Pois outro dia soube de uma notícia ótima. Um zoológico da Alemanha resolveu colocar vaca em exposição. Tomei um grande susto, mas depois me recompus, tendo recordado minha viagem a Tanque. Não há que surpreender a decisão dos administradores daquele zôo. Cada vez mais distanciados de experiências diretas com a natureza, estamos perdendo o contato mesmo com animais relativamente comuns, para não falar em outras perdas, talvez mais relevantes, causadas pela nossa vida urbana, demasiado urbana.

Comentando a notícia entre colegas, escutei histórias de amigos professores e descobri que há crianças que nunca viram galinha, que pensam que frango nasce no freezer, que não imaginam como é um porco e que sentem nojo de leite ao saber que saiu de uma teta.
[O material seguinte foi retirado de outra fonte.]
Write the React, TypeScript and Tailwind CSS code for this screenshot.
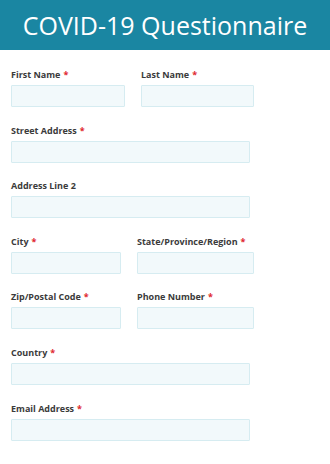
import React from "react";

type Field = {
  label: string;
  required?: boolean;
  width: string;
};

// One label + input pair
function FormField({ label, required, width }: Field) {
  return (
    <div className="flex flex-col">
      <label className="h-[14px] text-[9px] font-bold leading-[14px] text-[#3b3b3b]">
        {label}
        {required && <span className="ml-[3px] text-[#e0282e]">*</span>}
      </label>
      <input
        type="text"
        className={`mt-[3px] h-[22px] rounded-[1px] border border-[#d6ecf1] bg-[#f2f9fb] outline-none ${width}`}
      />
    </div>
  );
}

export default function App() {
  return (
    <div
      className="h-[464px] w-[330px] overflow-hidden bg-white"
      style={{ fontFamily: '"Open Sans", "Liberation Sans", sans-serif' }}
    >
      {/* Header */}
      <div className="flex h-[50px] items-center justify-center bg-[#1a86a2]">
        <h1 className="text-[25px] font-normal leading-none text-white">
          COVID-19 Questionnaire
        </h1>
      </div>

      {/* Form */}
      <form className="flex flex-col gap-[16.6px] pl-[11px] pt-[18px]">
        <div className="flex gap-[16px]">
          <FormField label="First Name" required width="w-[114px]" />
          <FormField label="Last Name" required width="w-[113px]" />
        </div>
        <FormField label="Street Address" required width="w-[239px]" />
        <FormField label="Address Line 2" width="w-[239px]" />
        <div className="flex gap-[16px]">
          <FormField label="City" required width="w-[110px]" />
          <FormField label="State/Province/Region" required width="w-[117px]" />
        </div>
        <div className="flex gap-[16px]">
          <FormField label="Zip/Postal Code" required width="w-[110px]" />
          <FormField label="Phone Number" required width="w-[117px]" />
        </div>
        <FormField label="Country" required width="w-[239px]" />
        <FormField label="Email Address" required width="w-[239px]" />
      </form>
    </div>
  );
}
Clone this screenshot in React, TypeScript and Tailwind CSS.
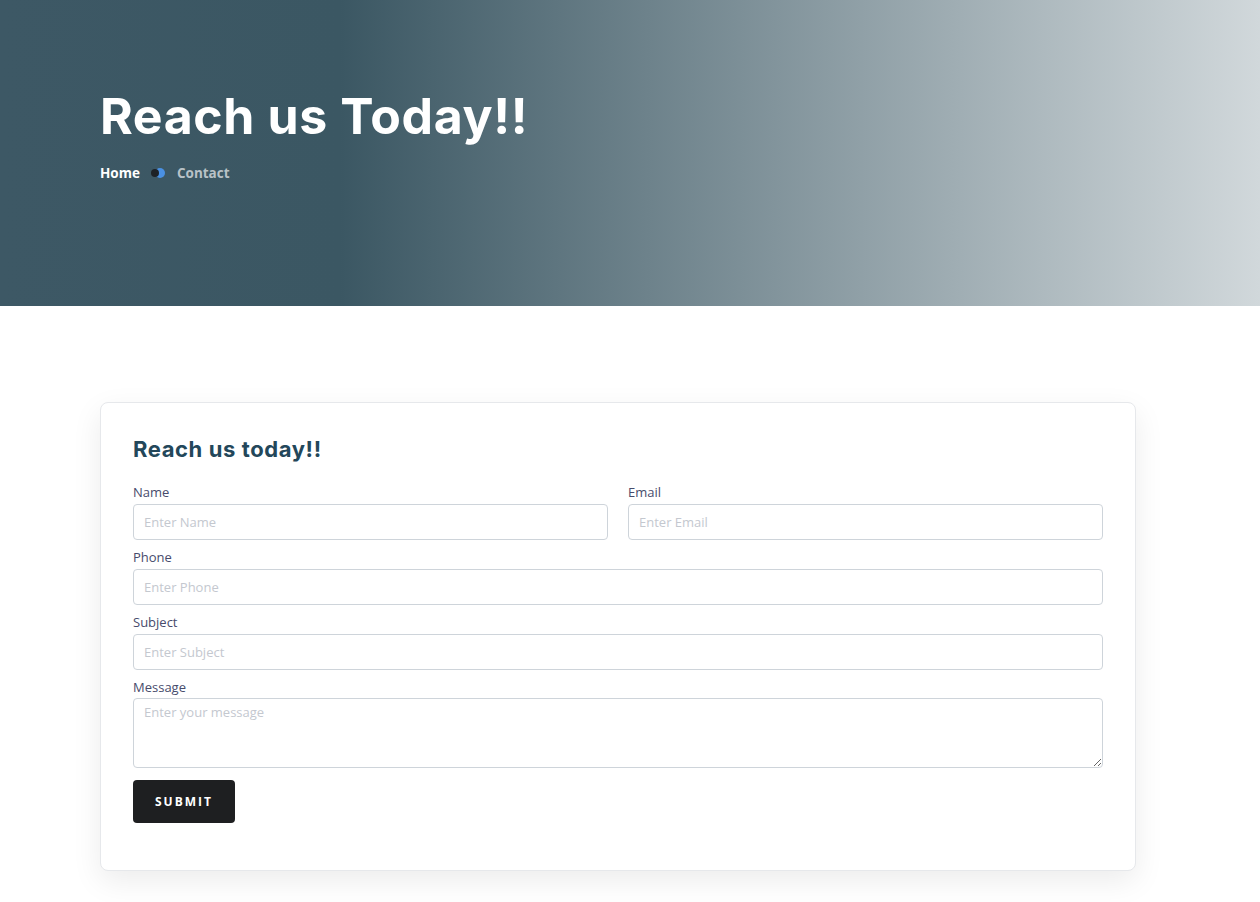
import React from "react";

function Field({ label, placeholder }: { label: string; placeholder: string }) {
  return (
    <div className="flex flex-col">
      <label className="text-[13px] leading-[18px] mb-[3px] text-[#474b6c]" style={{ fontFamily: '"Open Sans", sans-serif' }}>
        {label}
      </label>
      <input
        placeholder={placeholder}
        className="h-[36px] w-full rounded-[4px] border border-[#ced4da] bg-white px-[10px] text-[13px] text-[#495057] placeholder:text-[#c4c8cf] outline-none"
        style={{ fontFamily: '"Open Sans", sans-serif' }}
      />
    </div>
  );
}

export default function App() {
  return (
    <div className="min-h-[902px] bg-white" style={{ fontFamily: '"Open Sans", sans-serif' }}>
      <section className="h-[306px] bg-[linear-gradient(to_right,#3d5865_0%,#3b5763_27%,#d1d8db_100%)] pl-[100px] pt-[84px]">
        <h1 className="text-[50px] leading-[64px] font-bold text-white tracking-[0.6px]" style={{ fontFamily: 'Inter, sans-serif' }}>
          Reach us Today!!
        </h1>
        <div className="mt-[15px] flex items-center text-[13.5px] font-bold" style={{ fontFamily: '"Open Sans", sans-serif' }}>
          <span className="text-white">Home</span>
          <svg width="16" height="12" viewBox="0 0 16 12" className="ml-[10px] mr-[11px]">
            <circle cx="10" cy="6" r="5" fill="#4a90e2" />
            <circle cx="5" cy="6" r="4" fill="#1e2226" />
          </svg>
          <span className="text-[#b9c2c7]">Contact</span>
        </div>
      </section>

      <section className="px-[100px] pt-[96px] pb-[32px]">
        <div className="w-[1036px] rounded-[8px] border border-[#e6e8eb] bg-white px-[32px] pt-[31px] pb-[47px] shadow-[0_10px_30px_rgba(0,0,0,0.08)]">
          <h2 className="text-[22px] leading-[30px] font-bold text-[#23475a] mb-[19px] tracking-[0.6px]" style={{ fontFamily: 'Inter, sans-serif' }}>
            Reach us today!!
          </h2>
          <div className="flex flex-col gap-[8px]">
            <div className="grid grid-cols-2 gap-[20px]">
              <Field label="Name" placeholder="Enter Name" />
              <Field label="Email" placeholder="Enter Email" />
            </div>
            <Field label="Phone" placeholder="Enter Phone" />
            <Field label="Subject" placeholder="Enter Subject" />
            <div className="flex flex-col">
              <label className="text-[13px] leading-[18px] mb-[2px] text-[#474b6c]">Message</label>
              <textarea
                placeholder="Enter your message"
                className="block h-[70px] w-full rounded-[4px] border border-[#ced4da] bg-white px-[10px] py-[4px] text-[13px] text-[#495057] placeholder:text-[#c4c8cf] outline-none"
              />
            </div>
          </div>
          <button className="mt-[12px] h-[43px] w-[102px] rounded-[4px] bg-[#1e1f21] text-[12px] font-bold tracking-[2px] text-white">
            SUBMIT
          </button>
        </div>
      </section>
    </div>
  );
}
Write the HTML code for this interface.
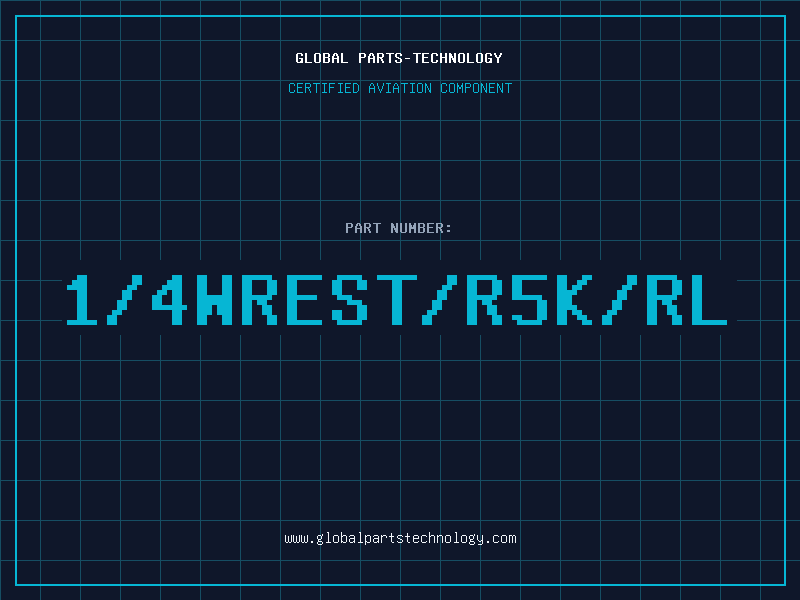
<!DOCTYPE html>
<html>
<head>
<meta charset="utf-8">
<style>
html,body{margin:0;padding:0;width:800px;height:600px;overflow:hidden;background:#0f172a}
body{position:relative;font-family:Unifont,monospace}
.grid{position:absolute;left:0;top:0;width:800px;height:600px;
background-image:linear-gradient(to right,#164e63 1px,transparent 1px),linear-gradient(to bottom,#164e63 1px,transparent 1px);
background-size:40px 40px}
.border{position:absolute;left:15px;top:15px;width:767px;height:567px;border:2px solid #06b6d4}
.t{position:absolute;white-space:pre;font-size:16px;line-height:16px}
.box{position:absolute;left:62px;top:260px;width:675px;height:75px;background:#0f172a}
.big{position:absolute;left:57px;top:260px;height:75px;line-height:71px;font-size:80px;letter-spacing:5px;color:#06b6d4;white-space:pre;text-shadow:5px 0 0 #06b6d4}
</style>
</head>
<body>
<div class="grid"></div>
<div class="border"></div>
<div class="t" style="left:295px;top:49px;letter-spacing:1px;color:#ffffff;text-shadow:1px 0 0 #ffffff">GLOBAL PARTS-TECHNOLOGY</div>
<div class="t" style="left:288px;top:79px;color:#06b6d4">CERTIFIED AVIATION COMPONENT</div>
<div class="t" style="left:345px;top:219px;letter-spacing:1px;color:#94a3b8;text-shadow:1px 0 0 #94a3b8">PART NUMBER:</div>
<div class="box"></div>
<div class="big">1/4WREST/R5K/RL</div>
<div class="t" style="left:284px;top:529px;color:#f1f5f9">www.globalpartstechnology.com</div>
</body>
</html>
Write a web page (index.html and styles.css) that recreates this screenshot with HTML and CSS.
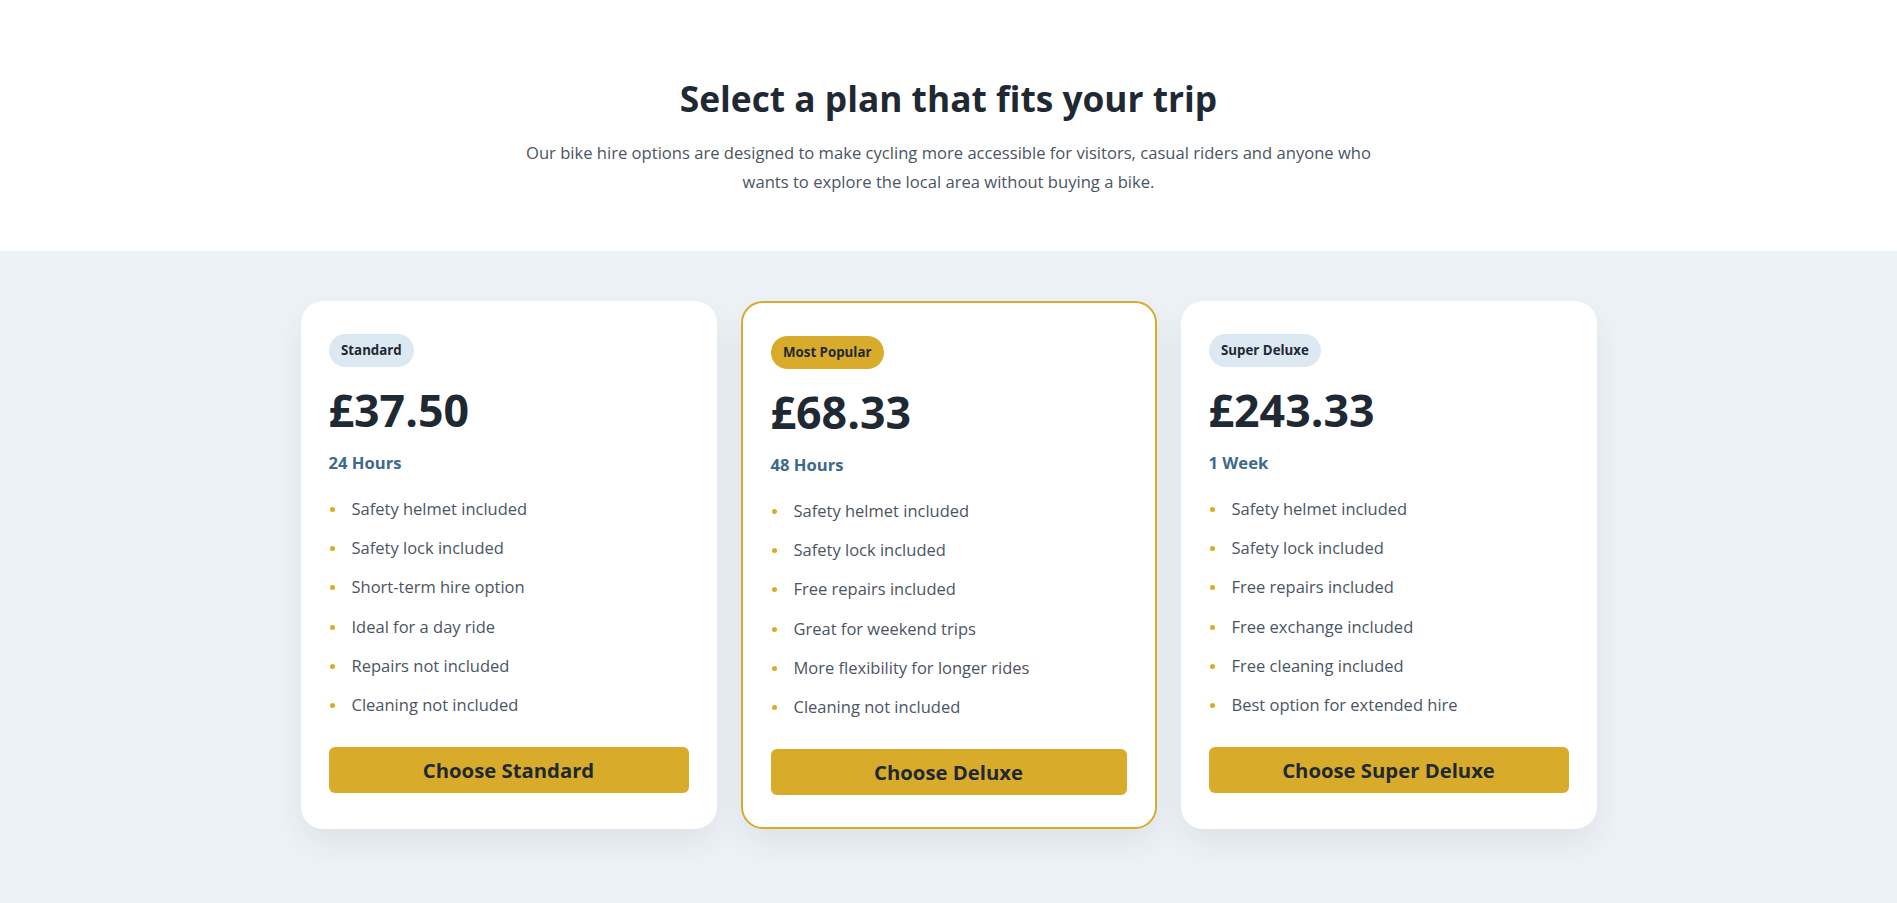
FILE: index.html
```html
<!DOCTYPE html>
<html lang="en">
<head>
<meta charset="utf-8">
<title>Bike hire plans</title>
<link rel="stylesheet" href="styles.css">
</head>
<body>
<header class="intro">
  <h1 class="intro-title">Select a plan that fits your trip</h1>
  <p class="intro-text">Our bike hire options are designed to make cycling more accessible for visitors, casual riders and anyone who wants to explore the local area without buying a bike.</p>
</header>
<section class="plans">
  <div class="plan-grid">
    <article class="plan">
      <span class="badge">Standard</span>
      <div class="price">£37.50</div>
      <div class="period">24 Hours</div>
      <ul class="features">
        <li>Safety helmet included</li>
        <li>Safety lock included</li>
        <li>Short-term hire option</li>
        <li>Ideal for a day ride</li>
        <li>Repairs not included</li>
        <li>Cleaning not included</li>
      </ul>
      <button class="choose">Choose Standard</button>
    </article>
    <article class="plan plan-featured">
      <span class="badge badge-gold">Most Popular</span>
      <div class="price">£68.33</div>
      <div class="period">48 Hours</div>
      <ul class="features">
        <li>Safety helmet included</li>
        <li>Safety lock included</li>
        <li>Free repairs included</li>
        <li>Great for weekend trips</li>
        <li>More flexibility for longer rides</li>
        <li>Cleaning not included</li>
      </ul>
      <button class="choose">Choose Deluxe</button>
    </article>
    <article class="plan">
      <span class="badge">Super Deluxe</span>
      <div class="price">£243.33</div>
      <div class="period">1 Week</div>
      <ul class="features">
        <li>Safety helmet included</li>
        <li>Safety lock included</li>
        <li>Free repairs included</li>
        <li>Free exchange included</li>
        <li>Free cleaning included</li>
        <li>Best option for extended hire</li>
      </ul>
      <button class="choose">Choose Super Deluxe</button>
    </article>
  </div>
</section>
</body>
</html>
```
FILE: styles.css
```css
* { box-sizing: border-box; }
body {
  margin: 0;
  font-family: "Open Sans", "Noto Sans", sans-serif;
  color: #1f2933;
  background: #ffffff;
}
.intro {
  padding: 78px 20px 55px;
  text-align: center;
}
.intro-title {
  margin: 0;
  font-size: 35.3px;
  line-height: 40px;
  font-weight: 700;
  color: #1f2933;
}
.intro-text {
  max-width: 880px;
  margin: 20px auto 0;
  font-size: 16.6px;
  line-height: 29px;
  color: #4b5563;
}
.plans {
  background: #edf2f6;
  padding: 50px 20px 80px;
}
.plan-grid {
  width: 1296px;
  margin: 0 auto;
  display: grid;
  grid-template-columns: repeat(3, 1fr);
  gap: 24px;
}
.plan {
  background: #ffffff;
  border-radius: 22px;
  padding: 33px 28px 32px;
  box-shadow: 0 14px 32px rgba(30, 45, 70, 0.08);
  display: flex;
  flex-direction: column;
  align-items: flex-start;
}
.plan-featured {
  border: 2px solid #d9aa2b;
}
.badge {
  display: inline-block;
  padding: 8px 12.5px;
  border-radius: 999px;
  background: #dce8f2;
  font-size: 13.3px;
  line-height: 17px;
  font-weight: 700;
  color: #1f2933;
}
.badge-gold {
  background: #d9ab2a;
}
.price {
  margin-top: 14px;
  font-size: 44.7px;
  line-height: 58px;
  font-weight: 700;
  color: #1f2933;
}
.period {
  margin-top: 12px;
  font-size: 16.6px;
  line-height: 24px;
  font-weight: 700;
  color: #3d6a8c;
}
.features {
  list-style: none;
  margin: 21px 0 0;
  padding: 0;
  width: 100%;
}
.features li {
  position: relative;
  padding-left: 23px;
  font-size: 16.5px;
  line-height: 25px;
  margin-bottom: 14.2px;
  color: #4b5563;
}
.features li:last-child { margin-bottom: 0; }
.features li::before {
  content: "";
  position: absolute;
  left: 1px;
  top: 11px;
  width: 5px;
  height: 5px;
  border-radius: 50%;
  background: #d9ab2a;
}
.choose {
  margin-top: 30px;
  width: 100%;
  height: 46px;
  border: 0;
  border-radius: 6px;
  background: #d9ab2a;
  font-family: inherit;
  font-size: 20.3px;
  font-weight: 700;
  color: #1f2933;
  cursor: pointer;
}
```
Todas crianças brasileiras, para as quais documentários à la Discovery ou viagens a praias bem administradas esgota o contato com o mundo, por assim dizer, selvagem. Crianças brasileiras, como alemãs, inglesas, francesas – como qualquer criança citadina?

A continuar assim, os netos do Lázaro terão muito mais trabalho do que aquele que lhe dei, se é que nós ainda cogitaremos nadar em rios (e não em piscinas cloradas), sujar os pés com terra (e não o sapato com pó asfáltico), colher frutas no pé (e não em prateleiras), olhar montanhas (e não fachadas de prédio), sentir o vento (e não o ar-condicionado), se é que nós, afinal de contas, ainda seremos humanos (e não apenas bichos urbanos).